Core formula from two points
Given two points:
- Point A = (x1, y1)
- Point B = (x2, y2)
Compute horizontal and vertical differences:
- dx = x2 – x1
- dy = y2 – y1
Then compute the angle using:
- Directed angle: θ = atan2(dy, dx)
- Slope: m = dy / dx (if dx is not zero)
- Length of segment: L = sqrt(dx² + dy²)
If you need degrees, convert radians using:
degrees = radians × (180 / pi)
Why atan2 is better than plain arctan
Many beginners start with θ = arctan(dy/dx). This works only in limited cases and can fail when dx is zero or when signs push the angle into the wrong quadrant. The function atan2 solves this by checking the signs of dy and dx directly. That means it can distinguish between lines in quadrant II versus quadrant IV, which plain arctan cannot do reliably without extra logic.
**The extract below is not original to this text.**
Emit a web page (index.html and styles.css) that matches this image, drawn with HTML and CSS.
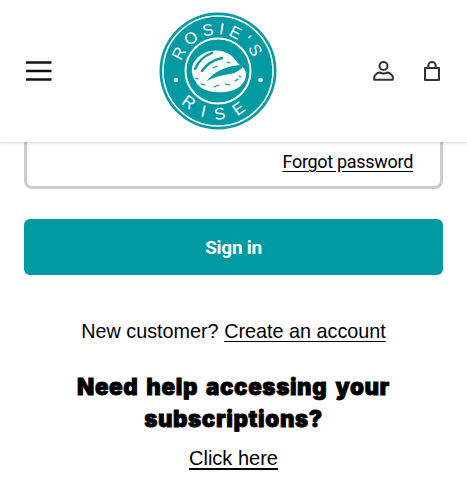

This is especially important in software development, geospatial processing, CAD tools, and robotics where directional orientation controls movement and safety. If your workflow supports atan2, use it as your default method.
Step by step example
- Choose points A(2, 1) and B(8, 7).
- Compute dx = 8 – 2 = 6.
- Compute dy = 7 – 1 = 6.
- Directed angle θ = atan2(6, 6) = 0.7854 radians.
- Convert to degrees: 0.7854 × 180 / pi = 45 degrees.
- Slope m = 6/6 = 1.
- Length L = sqrt(6² + 6²) = sqrt(72) = 8.485.
Interpretation: the line rises one unit for every one unit of run and points at a 45 degree angle in the first quadrant.
Understanding slope, grade, and angle together
Angle and slope describe the same shape from different perspectives. Slope is a ratio, while angle is rotational orientation. In transportation and construction, grade percentage is widely used:
grade percent = (rise / run) × 100
If you have grade and want angle:
angle = arctan(grade / 100)
| Grade (%) | Slope Ratio (rise:run) | Angle (degrees) | Common Use Context |
|---|---|---|---|
| 2% | 1:50 | 1.15 | Gentle drainage surface |
| 5% | 1:20 | 2.86 | Accessibility threshold often discussed in ramp design |
| 8.33% | 1:12 | 4.76 | Common accessibility ramp benchmark |
| 10% | 1:10 | 5.71 | Steeper driveway segments |
| 15% | 3:20 | 8.53 | Very steep local grades |
| 100% | 1:1 | 45.00 | Diagonal rise equals run |
These conversions are mathematically exact to standard rounding and are widely used in civil, architectural, and geospatial communication.
Real world statistics and typical angle ranges
Angle calculations become more useful when interpreted against standard practice. The data below summarizes commonly observed ranges from infrastructure and building contexts. Values vary by region, climate, and code, but these are realistic planning ranges used by practitioners.
| Domain | Typical Measured Range | Angle Equivalent | Why It Matters |
|---|---|---|---|
| Interstate highway grades | About 1% to 6% on most segments | 0.57 to 3.43 degrees | Vehicle safety and heavy truck performance |
| Urban sidewalk cross slope targets | Around 1% to 2% | 0.57 to 1.15 degrees | Drainage while maintaining accessibility |
| Residential roof pitch | 4:12 to 9:12 pitch | 18.43 to 36.87 degrees | Water shedding and material selection |
| Railroad grades | Typically below 2.2% | Below 1.26 degrees | Traction and braking constraints |
Notice how tiny angles can still represent major operational differences. A one degree error may seem small, but for long distances it can produce significant elevation or alignment drift.
Common mistakes and how to avoid them
- Mixing degrees and radians: many calculators output radians by default, while field teams report degrees.
- Wrong point order: reversing points changes direction and may shift angle by 180 degrees.
- Ignoring vertical lines: when dx = 0, slope is undefined, but angle is still valid at 90 or 270 degrees.
- Rounding too early: keep full precision during intermediate steps, then round final output.
- Using only arctan: prefer atan2 to preserve proper quadrant.
Use cases across industries
In mechanical and civil engineering, angle of line calculations help set member orientation, brace layout, and cut geometry. In GIS and surveying, azimuth-like directional computations rely on coordinate differences similar to dy and dx. In data visualization and finance, trend lines are measured by slope and converted to angle to communicate momentum visually. In robotics, path segments and heading updates depend on angular transformations between coordinate frames.
In all these disciplines, the mathematics is the same. Only the naming conventions differ: inclination, heading, bearing approximation, or segment orientation.
Quality control checklist before publishing any angle value
- Confirm coordinate system orientation (is positive y upward?).
- Verify that input units are consistent.
- Use atan2(dy, dx) for directed angle.
- Decide whether output should be directed or acute.
- State units explicitly (degrees or radians).
- Record precision policy, for example two decimal places.
- Validate with a simple sanity check point pair.
Professional teams often include one manual check using a known 3-4-5 triangle where angle is approximately 53.13 degrees, because it is easy to verify quickly without software.
Authoritative references for measurement and geometry context
Final takeaway
To calculate the angle of a line correctly, you only need two points and disciplined process control. Compute dx and dy, use atan2 for direction-safe output, convert units as needed, and report context clearly. When paired with slope and distance, the angle becomes a complete geometric descriptor of the segment. That is why this small calculation is used everywhere from classroom geometry to billion-dollar infrastructure projects.